I came to ECCMID 2017 with a very specific question: do we need to think beyond ‘same-bug-same-gene’ horizontal transmission from a practical IPC view point in order to address the threat of IPC? The answer, unfortuantely, is yes!
This is a summary of my take-home messages from a session on the threat of horizontal antimicrobial resistance plasmid transmission delivered expertly by Robeto Melano, Amy Mathers, Surbhi Malhotra-Kumar, and Henrik Hasman.
- Plasmids are seriously cool bits of kit – any engineers reading this would swoon over their simple, effective design, which allow independent replication and recombination in response to various triggers.
- The idea of inter-species plasmid transfer of AMR genes isn’t new, and was investigated in the 1970s regarding gentamicin-resistance.
- We now have the molecular tools to test the hypothesis of whether inter-species plasmid transfer occurs – all you need is a laptop, a minION sequencer (and a purified plasmid).

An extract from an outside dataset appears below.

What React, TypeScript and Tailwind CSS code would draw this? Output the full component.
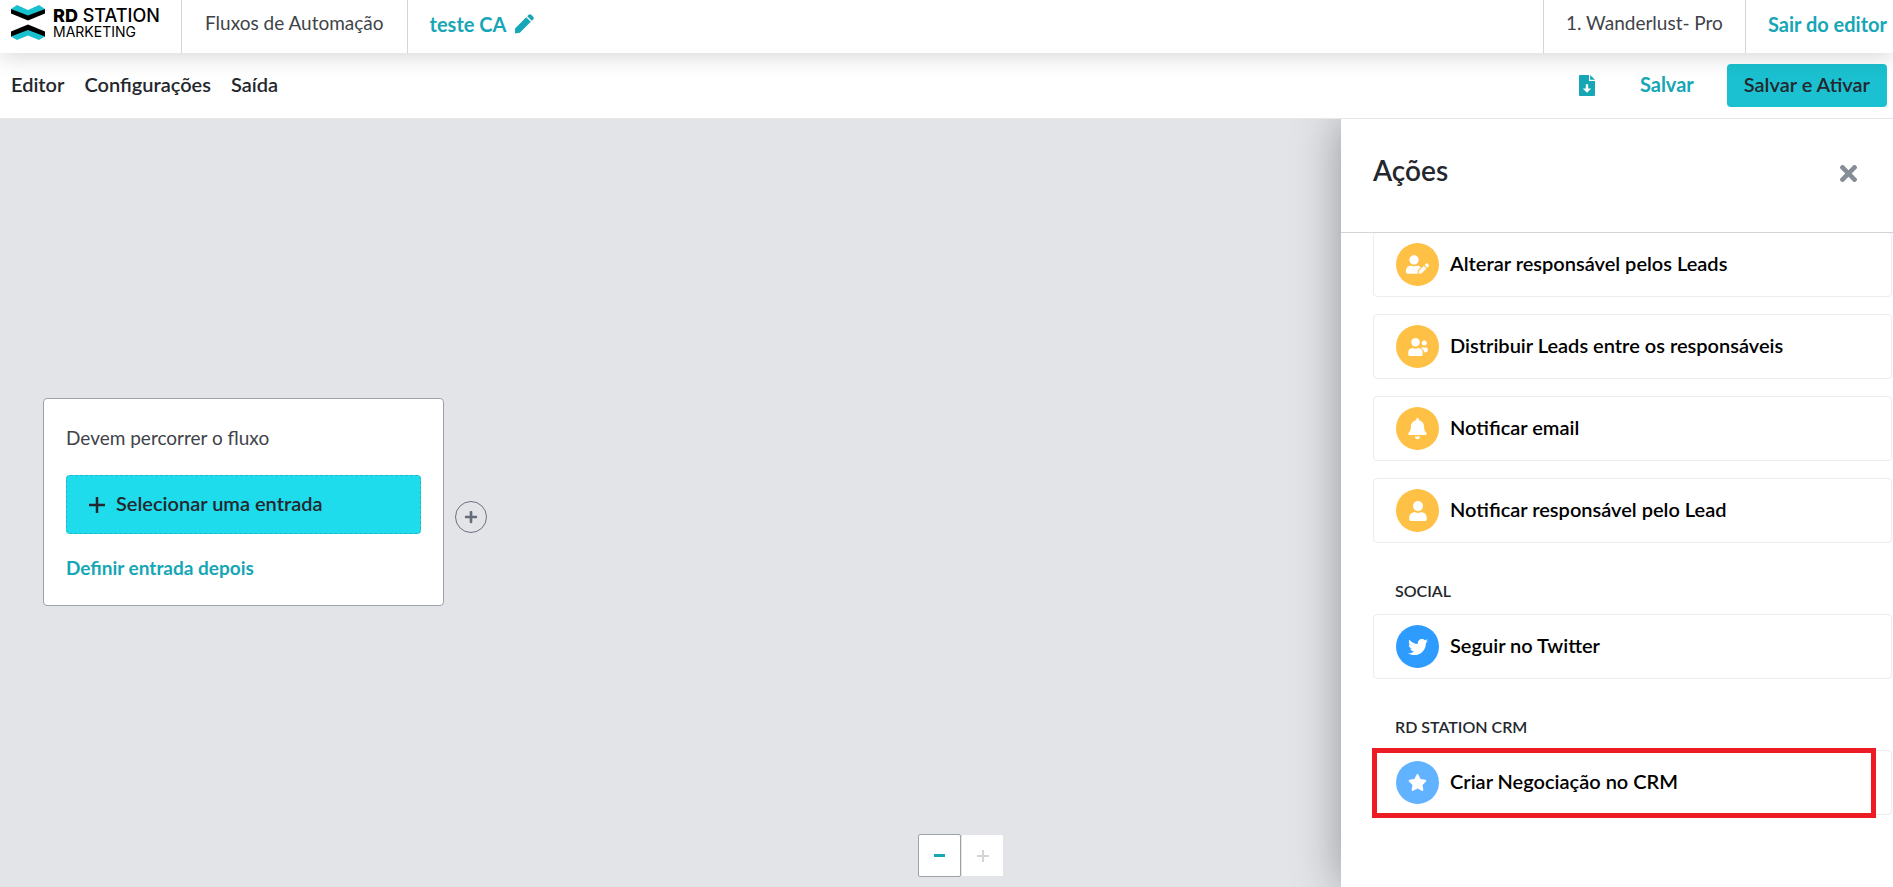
import type { ReactNode } from "react";
import { FaBell, FaPlus, FaStar, FaTimes, FaTwitter, FaUser, FaUserEdit } from "react-icons/fa";

type Action = {
  label: string;
  icon: ReactNode;
  color: string;
  highlighted?: boolean;
};

const leadActions: Action[] = [
  { label: "Alterar responsável pelos Leads", icon: <FaUserEdit size={23} />, color: "bg-[#ffc145]" },
  { label: "Distribuir Leads entre os responsáveis", icon: <UsersIcon />, color: "bg-[#ffc145]" },
  { label: "Notificar email", icon: <FaBell size={21} />, color: "bg-[#ffc145]" },
  { label: "Notificar responsável pelo Lead", icon: <FaUser size={20} />, color: "bg-[#ffc145]" },
];

const socialActions: Action[] = [
  { label: "Seguir no Twitter", icon: <FaTwitter size={20} />, color: "bg-[#2e9bff]" },
];

const crmActions: Action[] = [
  { label: "Criar Negociação no CRM", icon: <FaStar size={19} />, color: "bg-[#62b3ff]", highlighted: true },
];

function UsersIcon() {
  return (
    <svg width="20" height="18" viewBox="0 0 20 18" fill="currentColor" aria-hidden="true">
      <circle cx="7.5" cy="4.3" r="4.2" />
      <path d="M4.600 10c2 .9 3.800.9 5.800 0 2.500.1 4.300 2 4.300 4.500v1.900A1.500 1.500 0 0 1 13.200 18H1.700A1.500 1.500 0 0 1 .2 16.400v-1.900c0-2.500 1.900-4.400 4.400-4.500z" />
      <circle cx="16.300" cy="5" r="2.500" />
      <path d="M14.400 9.300c1.300.6 2.500.6 3.800 0 1 .2 1.700 1.200 1.700 2.500 0 1.500-.6 2.500-1.700 2.500h-2.100c-.2-1.800-1.100-3.200-2.800-4.100.3-.5.600-.8 1.100-.9z" />
    </svg>
  );
}

function PencilIcon() {
  return (
    <svg width="20" height="20" viewBox="0 0 20 20" fill="currentColor" aria-hidden="true">
      <path d="M12.200 3.200l4.600 4.600L5.800 18.800 1 19.500 1 14.600z" />
      <path d="M13.200 2.200l1.400-1.400c.8-.8 1.800-.8 2.600 0l2 2c.8.8.8 1.800 0 2.600l-1.400 1.400z" />
    </svg>
  );
}

function FileDownloadIcon() {
  return (
    <svg width="16" height="21" viewBox="0 0 16 21" fill="currentColor" aria-hidden="true">
      <path d="M1 0h9v6h6v14a1 1 0 0 1-1 1H1a1 1 0 0 1-1-1V1a1 1 0 0 1 1-1z" />
      <path d="M11.200 0L16 4.800h-4.800z" />
      <path d="M6.800 9.200h2.400v4.200h3L8 17.800l-4.200-4.400h3z" fill="#fff" />
    </svg>
  );
}

function Logo() {
  return (
    <a href="#inicio" aria-label="RD Station Marketing" className="flex items-center gap-2">
      <svg width="34" height="36" viewBox="0 0 34 36" aria-hidden="true">
        <path d="M0 4 L6 0 L17 5 L28 0 L34 4 L17 12 Z" fill="#19c1ce" />
        <path d="M0 4 L17 10.500 L34 4 V8.500 L17 15.500 L0 8.500 Z" fill="#000" />
        <path d="M0 26.500 L17 19.500 L34 26.500 V32 L17 26 L0 32 Z" fill="#000" />
        <path d="M0 31.500 L17 25 L34 31.500 L28 35 L17 30.500 L6 35 Z" fill="#19c1ce" />
      </svg>
      <span className="flex flex-col font-[Inter] text-black">
        <span className="text-[18px] leading-[18px] font-medium">
          <b className="font-extrabold">RD</b> STATION
        </span>
        <span className="text-[14px] leading-[14px]">MARKETING</span>
      </span>
    </a>
  );
}

function ActionList({ actions }: { actions: Action[] }) {
  return (
    <ul className="flex flex-col gap-[17px]">
      {actions.map((action) => (
        <li key={action.label} className="relative">
          <button className="flex h-[65px] w-full items-center gap-[11px] rounded-sm border border-[#ececed] bg-white pl-[22px] text-left text-[20px] font-semibold text-black">
            <span className={`flex size-[43px] items-center justify-center rounded-full text-white ${action.color}`}>
              {action.icon}
            </span>
            <span className="pb-1">{action.label}</span>
          </button>
          {action.highlighted && (
            <span className="pointer-events-none absolute -top-0.5 right-4 -bottom-[3px] -left-px border-5 border-[#ed1c24]" />
          )}
        </li>
      ))}
    </ul>
  );
}

export default function App() {
  return (
    <div className="flex h-screen flex-col overflow-hidden bg-[#e3e4e8] font-[Lato,sans-serif] text-[#24272d]">
      {/* Top bar */}
      <header className="z-20 flex h-[53px] shrink-0 items-stretch bg-white text-[20px] shadow-[0_2px_24px_rgba(0,0,0,0.18)]">
        <div className="flex w-[182px] items-center border-r border-[#d4d5d8] pb-2 pl-[11px]">
          <Logo />
        </div>
        <div className="flex items-center border-r border-[#d4d5d8] px-[23px] pb-1.5 text-[19px] text-[#404349]">
          Fluxos de Automação
        </div>
        <button className="flex items-center gap-2 px-[22px] pb-1.5 font-bold text-[#16a6b6]">
          teste CA
          <PencilIcon />
        </button>
        <div className="ml-auto flex items-center border-x border-[#d4d5d8] px-[22px] pb-1.5 text-[19px] text-[#404349]">
          1. Wanderlust- Pro
        </div>
        <a href="#sair" className="flex items-center pr-[6px] pb-1.5 pl-[22px] font-bold text-[#16a6b6]">
          Sair do editor
        </a>
      </header>

      {/* Editor menu */}
      <div className="z-10 flex h-[66px] shrink-0 items-center justify-between border-b border-[#e6e7e9] bg-white pr-[6px] pl-[11px] text-[20px] font-semibold">
        <nav className="flex gap-5 pb-1">
          <a href="#editor">Editor</a>
          <a href="#configuracoes">Configurações</a>
          <a href="#saida">Saída</a>
        </nav>
        <div className="flex items-center gap-[33px] text-[#16a6b6]">
          <button aria-label="Baixar" className="mr-3">
            <FileDownloadIcon />
          </button>
          <button className="pb-1 font-bold">Salvar</button>
          <button className="h-[43px] rounded-sm bg-[#1bc1d0] px-[17px] pb-1 text-[#24272d]">Salvar e Ativar</button>
        </div>
      </div>

      <div className="flex min-h-0 flex-1">
        {/* Canvas */}
        <main className="relative flex-1">
          <div className="absolute top-[279px] left-[43px] flex items-center gap-[11px]">
            <section className="flex h-[208px] w-[401px] flex-col items-start rounded-sm border border-[#9ca1aa] bg-white px-[22px] pt-[26px] text-[20px] leading-[26px]">
              <p className="text-[19px] text-[#404349]">Devem percorrer o fluxo</p>
              <button className="mt-6 flex h-[59px] w-full items-center gap-[11px] rounded-sm border border-dashed border-[#1bb9c8] bg-[#1edcec] pl-[22px] font-semibold">
                <svg width="16" height="16" viewBox="0 0 16 16" stroke="currentColor" strokeWidth="2.500" aria-hidden="true">
                  <path d="M8 0v16M0 8h16" />
                </svg>
                <span className="pb-1">Selecionar uma entrada</span>
              </button>
              <button className="mt-[21px] text-[19px] font-bold text-[#16a6b6]">Definir entrada depois</button>
            </section>
            <button
              aria-label="Adicionar etapa"
              className="mt-[30px] flex size-8 items-center justify-center rounded-full border border-[#6b7280] text-[#646c7a]"
            >
              <FaPlus size={14} />
            </button>
          </div>

          <div className="absolute bottom-[10px] left-[918px] flex">
            <button aria-label="Diminuir zoom" className="flex size-[43px] items-center justify-center rounded-xs border border-[#9ca1aa] bg-white">
              <span className="h-[3px] w-[11px] bg-[#16a6b6]" />
            </button>
            <button
              aria-label="Aumentar zoom"
              className="flex size-[43px] items-center justify-center rounded-xs border border-[#e3e4e8] bg-white text-[#d3d5d9]"
            >
              <svg width="12" height="12" viewBox="0 0 12 12" stroke="currentColor" strokeWidth="2" aria-hidden="true">
                <path d="M6 0v12M0 6h12" />
              </svg>
            </button>
          </div>
        </main>

        {/* Actions panel */}
        <aside className="flex w-[552px] shrink-0 flex-col bg-white shadow-[0_0_44px_rgba(0,0,0,0.35)]">
          <div className="flex h-[114px] shrink-0 items-center justify-between border-b border-[#d4d5d8] pr-8 pl-8">
            <h2 className="pb-3 text-[28px] font-semibold">Ações</h2>
            <button aria-label="Fechar" className="pb-1 text-[#868d97]">
              <FaTimes size={25} />
            </button>
          </div>
          <div className="min-h-0 flex-1 overflow-y-auto">
            <div className="-mt-px pr-px pl-8">
              <ActionList actions={leadActions} />
              <h3 className="mt-[37px] mb-[13px] pl-[22px] text-[16px] leading-[21px] font-semibold">SOCIAL</h3>
              <ActionList actions={socialActions} />
              <h3 className="mt-[37px] mb-[13px] pl-[22px] text-[16px] leading-[21px] font-semibold">RD STATION CRM</h3>
              <ActionList actions={crmActions} />
            </div>
          </div>
        </aside>
      </div>
    </div>
  );
}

- There are several convincing individual case reports and small outbreaks where it is clear that inter-species plasmid transfer of AMR genes has occurred in Gram-negative bacteria. In one plasmid outbreak, multiple carbapennemases were dealt out like a pack of cards to multiple Enterobacteriaceae species from a single index patient. More broadly, the population structure of KPC-producing K. pneumoniae is consistent with horizontal gene transfer
- However, the picture is not straightforward:
- It is not clear how similar a plasmid has to be to be considered a smoking gun of horizontal gene transfer! Multiple plasmids are often involved simultaneously, which have a habit of recombining!
- Complex bacterial factors are at work. Amy Mathers said “It seems like something is wrong with this Kleb pneumo – it keeps hoovering up KPC plasmids”. This could be bacteria adapting to adopt plasmid DNA more efficiently to gain a selective advantage!
- Environmental factors are at play too: temperature and substrate affect bacterial transduction rate.
- The inanimate environment is likely to be one of the places where plasmid ‘dealing’ happens.
- The interventions that work to prevent ‘same-bug-same-gene’ horizontal transmission may not prevent plasmid transmission.
It seems that plasmid outbreaks are upon us. So, I think it is time for us to look at our CPE epi curve with fresh eyes to see whether we are looking at a plasmid outbreak. Also, we need to find ways to track and interrupt plasmid transmission going forwards.